> **Description of the task**
Copy nothing but the text: reproduce each line of the listing exactly and leave the pictures out.

+++++

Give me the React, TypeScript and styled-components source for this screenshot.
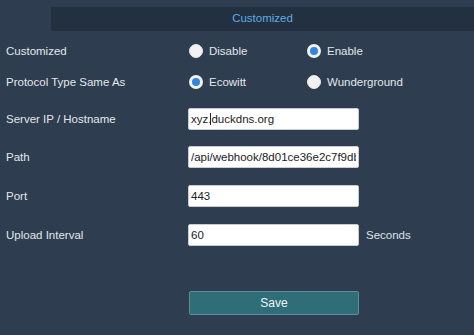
import React from 'react';
import styled, { createGlobalStyle } from 'styled-components';

const GlobalStyle = createGlobalStyle`
  html, body {
    margin: 0;
    padding: 0;
    background: #2e3d4f;
  }
  body {
    font-family: "Liberation Sans", Arial, sans-serif;
    font-size: 11.5px;
    color: #e3e7eb;
  }
`;

const Page = styled.div`
  width: 474px;
  height: 335px;
  background: #2e3d4f;
  padding-top: 7px;
  box-sizing: border-box;
  overflow: hidden;
`;

const SectionTitle = styled.div`
  margin-left: 51px;
  height: 24px;
  background: #223040;
  color: #5aaee6;
  font-size: 11.5px;
  display: flex;
  align-items: center;
  justify-content: center;
  padding-bottom: 2px;
  box-sizing: border-box;
`;

const Form = styled.div`
  display: flex;
  flex-direction: column;
  padding-top: 8px;
`;

const Row = styled.div<{ $height: number }>`
  display: flex;
  align-items: center;
  height: ${(p) => p.$height}px;
  padding-left: 6px;
`;

const Label = styled.div`
  width: 182px;
  flex-shrink: 0;
`;

const RadioOption = styled.label`
  display: flex;
  align-items: center;
  width: 118px;
  gap: 6px;
  cursor: pointer;
`;

const RadioDot = styled.span<{ $checked?: boolean }>`
  width: 14px;
  height: 14px;
  border-radius: 50%;
  box-sizing: border-box;
  background: ${(p) => (p.$checked ? '#2f86dd' : '#f2f2f2')};
  border: ${(p) => (p.$checked ? '3.5px solid #f2f2f2' : '1px solid #e8e8e8')};
  margin-left: 1px;
`;

const Field = styled.div`
  position: relative;
  display: flex;
`;

const TextInput = styled.input`
  width: 171px;
  height: 22px;
  box-sizing: border-box;
  border: 1px solid #c8ccd0;
  border-radius: 2px;
  background: #ffffff;
  color: #222;
  font-family: "Liberation Sans", Arial, sans-serif;
  font-size: 11.5px;
  padding: 0 2px;
  outline: none;
`;

const Caret = styled.span`
  position: absolute;
  left: 22px;
  top: 5px;
  width: 1px;
  height: 12px;
  background: #222;
`;

const Unit = styled.span`
  margin-left: 7px;
  color: #dde2e7;
`;

const SaveButton = styled.button`
  width: 170px;
  height: 24px;
  margin-left: 183px;
  margin-top: 36px;
  background: #2f6e79;
  border: 1px solid #5b8f97;
  border-radius: 2px;
  color: #eef3f5;
  font-family: "Liberation Sans", Arial, sans-serif;
  font-size: 12px;
  cursor: pointer;
`;

function Radio(props: { label: string; checked?: boolean }) {
  return (
    <RadioOption>
      <RadioDot $checked={props.checked} />
      {props.label}
    </RadioOption>
  );
}

export default function App() {
  return (
    <Page>
      <GlobalStyle />
      <SectionTitle>Customized</SectionTitle>
      <Form>
        <Row $height={24}>
          <Label>Customized</Label>
          <Radio label="Disable" />
          <Radio label="Enable" checked />
        </Row>
        <Row $height={37}>
          <Label>Protocol Type Same As</Label>
          <Radio label="Ecowitt" checked />
          <Radio label="Wunderground" />
        </Row>
        <Row $height={37}>
          <Label>Server IP / Hostname</Label>
          <Field>
            <TextInput defaultValue="xyz.duckdns.org" />
            <Caret />
          </Field>
        </Row>
        <Row $height={40}>
          <Label>Path</Label>
          <Field>
            <TextInput defaultValue="/api/webhook/8d01ce36e2c7f9db48" />
          </Field>
        </Row>
        <Row $height={38}>
          <Label>Port</Label>
          <Field>
            <TextInput defaultValue="443" />
          </Field>
        </Row>
        <Row $height={40}>
          <Label>Upload Interval</Label>
          <Field>
            <TextInput defaultValue="60" />
          </Field>
          <Unit>Seconds</Unit>
        </Row>
        <Row $height={60}>
          <SaveButton>Save</SaveButton>
        </Row>
      </Form>
    </Page>
  );
}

+++++

> **Written response**
Give me the React, TypeScript and styled-components source for this screenshot.
import React from 'react';
import styled, { createGlobalStyle } from 'styled-components';

const GlobalStyle = createGlobalStyle`
  html, body {
    margin: 0;
    padding: 0;
    background: #2e3d4f;
  }
  body {
    font-family: "Liberation Sans", Arial, sans-serif;
    font-size: 11.5px;
    color: #e3e7eb;
  }
`;

const Page = styled.div`
  width: 474px;
  height: 335px;
  background: #2e3d4f;
  padding-top: 7px;
  box-sizing: border-box;
  overflow: hidden;
`;

const SectionTitle = styled.div`
  margin-left: 51px;
  height: 24px;
  background: #223040;
  color: #5aaee6;
  font-size: 11.5px;
  display: flex;
  align-items: center;
  justify-content: center;
  padding-bottom: 2px;
  box-sizing: border-box;
`;

const Form = styled.div`
  display: flex;
  flex-direction: column;
  padding-top: 8px;
`;

const Row = styled.div<{ $height: number }>`
  display: flex;
  align-items: center;
  height: ${(p) => p.$height}px;
  padding-left: 6px;
`;

const Label = styled.div`
  width: 182px;
  flex-shrink: 0;
`;

const RadioOption = styled.label`
  display: flex;
  align-items: center;
  width: 118px;
  gap: 6px;
  cursor: pointer;
`;

const RadioDot = styled.span<{ $checked?: boolean }>`
  width: 14px;
  height: 14px;
  border-radius: 50%;
  box-sizing: border-box;
  background: ${(p) => (p.$checked ? '#2f86dd' : '#f2f2f2')};
  border: ${(p) => (p.$checked ? '3.5px solid #f2f2f2' : '1px solid #e8e8e8')};
  margin-left: 1px;
`;

const Field = styled.div`
  position: relative;
  display: flex;
`;

const TextInput = styled.input`
  width: 171px;
  height: 22px;
  box-sizing: border-box;
  border: 1px solid #c8ccd0;
  border-radius: 2px;
  background: #ffffff;
  color: #222;
  font-family: "Liberation Sans", Arial, sans-serif;
  font-size: 11.5px;
  padding: 0 2px;
  outline: none;
`;

const Caret = styled.span`
  position: absolute;
  left: 22px;
  top: 5px;
  width: 1px;
  height: 12px;
  background: #222;
`;

const Unit = styled.span`
  margin-left: 7px;
  color: #dde2e7;
`;

const SaveButton = styled.button`
  width: 170px;
  height: 24px;
  margin-left: 183px;
  margin-top: 36px;
  background: #2f6e79;
  border: 1px solid #5b8f97;
  border-radius: 2px;
  color: #eef3f5;
  font-family: "Liberation Sans", Arial, sans-serif;
  font-size: 12px;
  cursor: pointer;
`;

function Radio(props: { label: string; checked?: boolean }) {
  return (
    <RadioOption>
      <RadioDot $checked={props.checked} />
      {props.label}
    </RadioOption>
  );
}

export default function App() {
  return (
    <Page>
      <GlobalStyle />
      <SectionTitle>Customized</SectionTitle>
      <Form>
        <Row $height={24}>
          <Label>Customized</Label>
          <Radio label="Disable" />
          <Radio label="Enable" checked />
        </Row>
        <Row $height={37}>
          <Label>Protocol Type Same As</Label>
          <Radio label="Ecowitt" checked />
          <Radio label="Wunderground" />
        </Row>
        <Row $height={37}>
          <Label>Server IP / Hostname</Label>
          <Field>
            <TextInput defaultValue="xyz.duckdns.org" />
            <Caret />
          </Field>
        </Row>
        <Row $height={40}>
          <Label>Path</Label>
          <Field>
            <TextInput defaultValue="/api/webhook/8d01ce36e2c7f9db48" />
          </Field>
        </Row>
        <Row $height={38}>
          <Label>Port</Label>
          <Field>
            <TextInput defaultValue="443" />
          </Field>
        </Row>
        <Row $height={40}>
          <Label>Upload Interval</Label>
          <Field>
            <TextInput defaultValue="60" />
          </Field>
          <Unit>Seconds</Unit>
        </Row>
        <Row $height={60}>
          <SaveButton>Save</SaveButton>
        </Row>
      </Form>
    </Page>
  );
}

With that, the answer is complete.